ITEM: The Ravens run a fake-field-goal attempt and the holder stumbles ahead for a few yards and a first down and Deion Sanders sing-song screams:

"THIS IS FOOTBALL NFL NETWORK AT ITS BEST!!''

And you know what? A holder gaining a couple of yards for the Baltimore Ravens, and then Deion treating it as if Roger Staubach just threw a Hail Mary to Jim Brown that was intercepted by the late Sammy Baugh and then lateralled to Jesus Christ, who ran it in for the score?

Yes. This IS "football NFL Network at its best.''

ITEM: Fans booed at halftime. And for a chance, they weren't just directed at Owens.

ITEM: I guess Jerry Jones isn't the most powerful man in the NFL. Because if Jerry Jones was the most powerful man in the NFL, this game would've been telecast on a real network, one that was actually piped into American homes.

ITEM: Deep ball to T.O., and it's not too terribly thrown, and he's open. … but Terrell never really puts his hands out for it. Then, he does put his hands out – but it's a San Antonio Spurs Palms-Up Gesture, an announcement that it wasn't his fault, that he didn't do anything. And then the explanation from Deion Sanders that his buddy "lost the ball in the lights. … that happens here.''

Folks, I've been covering games at Texas Stadium since 1990. And I've NEVER heard that excuse before.
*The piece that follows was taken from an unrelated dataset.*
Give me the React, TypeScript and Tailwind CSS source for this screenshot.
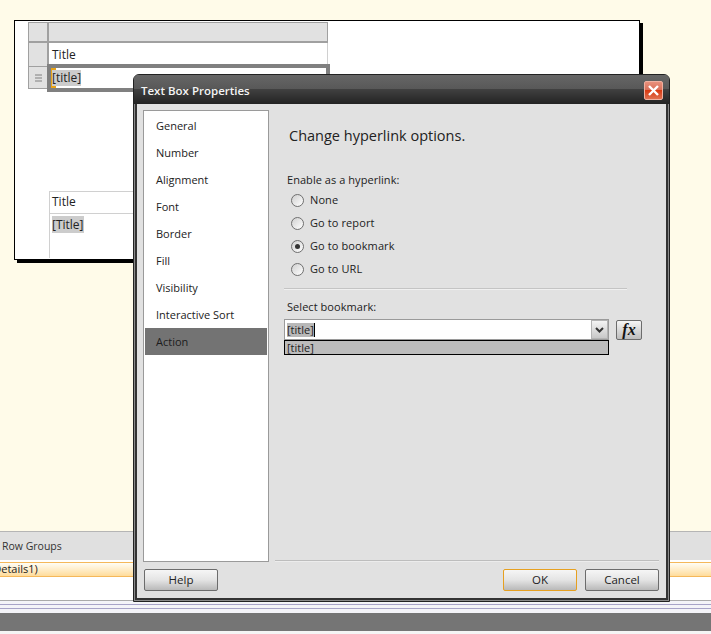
const navItems = ["General", "Number", "Alignment", "Font", "Border", "Fill", "Visibility", "Interactive Sort", "Action"];
const radios = ["None", "Go to report", "Go to bookmark", "Go to URL"];

function Radio({ label, checked }: { label: string; checked?: boolean }) {
  return (
    <div className="flex h-[23px] items-center">
      <span className="flex h-[13px] w-[13px] items-center justify-center rounded-full border border-[#6f6f6f] bg-gradient-to-br from-[#d0d0d0] to-white">
        {checked && <span className="h-[5px] w-[5px] rounded-full bg-[#333]" />}
      </span>
      <span className="ml-[6px] text-[11px] tracking-[0.1px] text-[#222]">{label}</span>
    </div>
  );
}

function DialogButton({ label, primary }: { label: string; primary?: boolean }) {
  return (
    <button
      className={
        "h-[22px] w-[74px] rounded-[2px] border bg-gradient-to-b from-[#f6f6f6] via-[#e4e4e4] to-[#b9b9b9] text-[11.5px] text-[#222] " +
        (primary ? "border-[#e6a020]" : "border-[#6c6c6c]")
      }
    >
      {label}
    </button>
  );
}

function TextBoxDialog() {
  return (
    <div className="absolute left-[133px] top-[74px] flex h-[528px] w-[537px] flex-col rounded-t-[6px] border border-[#222] bg-[#e1e1e1] shadow-[inset_0_0_0_1px_#8a8a8a,inset_0_0_0_3px_#333]">
      <div className="flex h-[29px] shrink-0 items-center justify-between rounded-t-[5px] bg-[linear-gradient(#666_0%,#585858_48%,#404040_50%,#232323_100%)] pl-[7px] pr-[6px] pt-[2px]">
        <span className="text-[11.5px] font-semibold text-[#f4f4f4]">Text Box Properties</span>
        <span className="flex h-[19px] w-[19px] items-center justify-center rounded-[2px] border border-[#f0b0a0] bg-[linear-gradient(#e8907c_0%,#d9705a_45%,#d93a12_50%,#e07050_100%)]">
          <svg width="13" height="13" viewBox="0 0 13 13">
            <path d="M2 2 L11 11 M11 2 L2 11" stroke="#fff" strokeWidth="2.4" />
          </svg>
        </span>
      </div>
      <div className="flex min-h-0 flex-1 pb-[10px] pl-[9px] pr-[10px] pt-[6px]">
        <div className="flex w-[126px] shrink-0 flex-col">
          <div className="h-[452px] shrink-0 border border-[#9a9a9a] bg-white px-px pt-px">
            {navItems.map((item) => (
              <div
                key={item}
                className={
                  "flex h-[27px] items-center pl-[11px] pt-[2px] text-[11px] " +
                  (item === "Action" ? "bg-[#737373] text-[#1c1c1c]" : "text-[#222]")
                }
              >
                {item}
              </div>
            ))}
          </div>
          <div className="mt-[7px] flex pl-px">
            <DialogButton label="Help" />
          </div>
        </div>
        <div className="flex min-w-0 flex-1 flex-col">
          <div className="flex-1 pl-[15px] pr-[32px]">
            <div className="pl-[5px] pt-[15px] text-[14.5px] leading-[21px] text-[#222]">Change hyperlink options.</div>
            <div className="pl-[3px] pt-[26px] text-[11px] leading-[16px] tracking-[0.05px] text-[#222]">Enable as a hyperlink:</div>
            <div className="pl-[7px] pt-[1px]">
              {radios.map((radio) => (
                <Radio key={radio} label={radio} checked={radio === "Go to bookmark"} />
              ))}
            </div>
            <div className="mt-[7px] h-[2px] border-t border-[#c4c4c4] bg-[#f0f0f0]" />
            <div className="pl-[3px] pt-[9px] text-[11px] leading-[16px] tracking-[0.05px] text-[#222]">Select bookmark:</div>
            <div className="relative mt-[4px] flex w-[358px]">
              <div className="w-[325px]">
                <div className="flex h-[21px] items-center justify-between border border-[#9a9a9a] bg-white pl-[2px]">
                  <span className="flex items-center text-[11px] text-[#222]">
                    <span className="bg-[#b8b8b8] leading-[14px]">[title]</span>
                    <span className="h-[14px] w-px bg-black" />
                  </span>
                  <span className="flex h-[19px] w-[17px] items-center justify-center border border-[#b4b4b4] bg-gradient-to-b from-[#f4f4f4] to-[#c8c8c8]">
                    <svg width="9" height="6" viewBox="0 0 9 6">
                      <path d="M1 1 L4.5 4.5 L8 1" fill="none" stroke="#333" strokeWidth="2" />
                    </svg>
                  </span>
                </div>
                <div className="h-[15px] border border-black bg-[#bcbcbc] pl-[2px] text-[11px] leading-[14px] text-[#222]">[title]</div>
              </div>
              <span className="ml-[7px] mt-px flex h-[20px] w-[26px] items-center justify-center rounded-[2px] border border-[#6c6c6c] bg-gradient-to-b from-[#f6f6f6] to-[#bdbdbd] font-['Liberation_Serif',serif] text-[16px] font-bold italic leading-none text-[#111]">
                fx
              </span>
            </div>
          </div>
          <div className="ml-[6px] h-[2px] shrink-0 border-t border-[#bdbdbd] bg-[#ececec]" />
          <div className="flex shrink-0 justify-end gap-[8px] pt-[7px]">
            <DialogButton label="OK" primary />
            <DialogButton label="Cancel" />
          </div>
        </div>
      </div>
    </div>
  );
}

function DesignTable() {
  return (
    <div className="relative ml-[13px] mt-px w-[300px] text-[12px] text-[#222]">
      <div className="grid grid-cols-[21px_279px] grid-rows-[21px_23px_23px]">
        <div className="border border-b-2 border-r-2 border-[#a0a0a0] bg-[#e1e1e1]" />
        <div className="border border-b-2 border-l-0 border-[#a0a0a0] bg-[#e1e1e1]" />
        <div className="border-x border-r-2 border-[#a0a0a0] bg-[#e1e1e1]" />
        <div className="flex items-center border-r border-[#d0d0d0] pl-[3px]">Title</div>
        <div className="flex items-center justify-center border border-r-2 border-[#a0a0a0] bg-[#e1e1e1]">
          <svg width="9" height="8" viewBox="0 0 9 8">
            <path d="M1 1 H8 M1 4 H8 M1 7 H8" stroke="#808080" strokeWidth="1" />
          </svg>
        </div>
        <div />
      </div>
      <div className="absolute left-[19px] top-[42px] flex h-[28px] w-[283px] items-center border-4 border-[#808080] bg-white">
        <span className="h-full w-[5px] bg-[#e8a317]" />
        <span className="-ml-[4px] bg-[#cccccc] leading-[16px]">[title]</span>
      </div>
    </div>
  );
}

function ReportPage() {
  return (
    <div className="h-[240px] w-[626px] border border-black bg-white shadow-[3px_3px_0_#000]">
      <DesignTable />
      <div className="ml-[34px] mt-[102px] w-[200px] border-l border-[#d0d0d0] text-[12px] text-[#222]">
        <div className="flex h-[23px] items-center border-y border-[#d0d0d0] pb-[2px] pl-[2px]">Title</div>
        <div className="h-[44px] pl-[2px] pt-[2px]">
          <span className="bg-[#cccccc] leading-[16px]">[Title]</span>
        </div>
      </div>
    </div>
  );
}

export default function App() {
  return (
    <div className="relative flex h-[634px] w-[711px] flex-col overflow-hidden bg-[#fffbe9] font-['Open_Sans',sans-serif]">
      <div className="h-[531px] shrink-0 pl-[14px] pt-[20px]">
        <ReportPage />
      </div>
      <div className="flex h-[29px] shrink-0 items-center border-t border-[#b5b5b5] bg-[#e0e0e0] pl-[2px] pt-[2px] text-[10.5px] text-[#333]">Row Groups</div>
      <div className="h-[41px] shrink-0 border-b border-[#aaa] bg-white pt-[2px]">
        <div className="flex h-[15px] items-center overflow-hidden border-y border-[#f5b85a] bg-gradient-to-b from-[#fffdf5] to-[#ffdc9a] text-[11px] text-[#222]">
          <span className="-ml-[10px]">(Details1)</span>
        </div>
      </div>
      <div className="h-[3px] shrink-0 bg-[#f4f4f8]" />
      <div className="h-[4px] shrink-0 border-t border-[#a8a4c8] bg-[#f4f4f8]" />
      <div className="h-[5px] shrink-0 border-t border-[#a8a4c8] bg-[#f4f4f8]" />
      <div className="h-[18px] shrink-0 bg-[#757575]" />
      <div className="flex-1 bg-[#f5f5f5]" />
      <TextBoxDialog />
    </div>
  );
}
ITEM: I know, I know. Troy is busy working for Fox. But really, he couldn't have zipped around in a private plane to show his face in the building?

ITEM: Summarizing, from T.O.: We wanted to add to the history, we wanted to add to the celebration. Obviously, we didn't do that. We made history, but not the way we wanted to."

ITEM: The Cowboys are 9-6 and need some help and then need to win in Philly. The help might comes. But it would be much more comforting to the Dallas fan if this team was capable of helping itself.

ITEM: "Turn Out The Lights, The Party's Over.'' Late into the night, up on the decrepit old Texas Stadium video screens, they played Don Meredith crooning on "Monday Night Football,'' like the retired Cowboy used to do back in the day. Bittersweet, is what it was.

"Turn Out The Lights, The Party's Over.'' Indeed. Especially if these Cowboys don't find a way to sneak into the playoffs.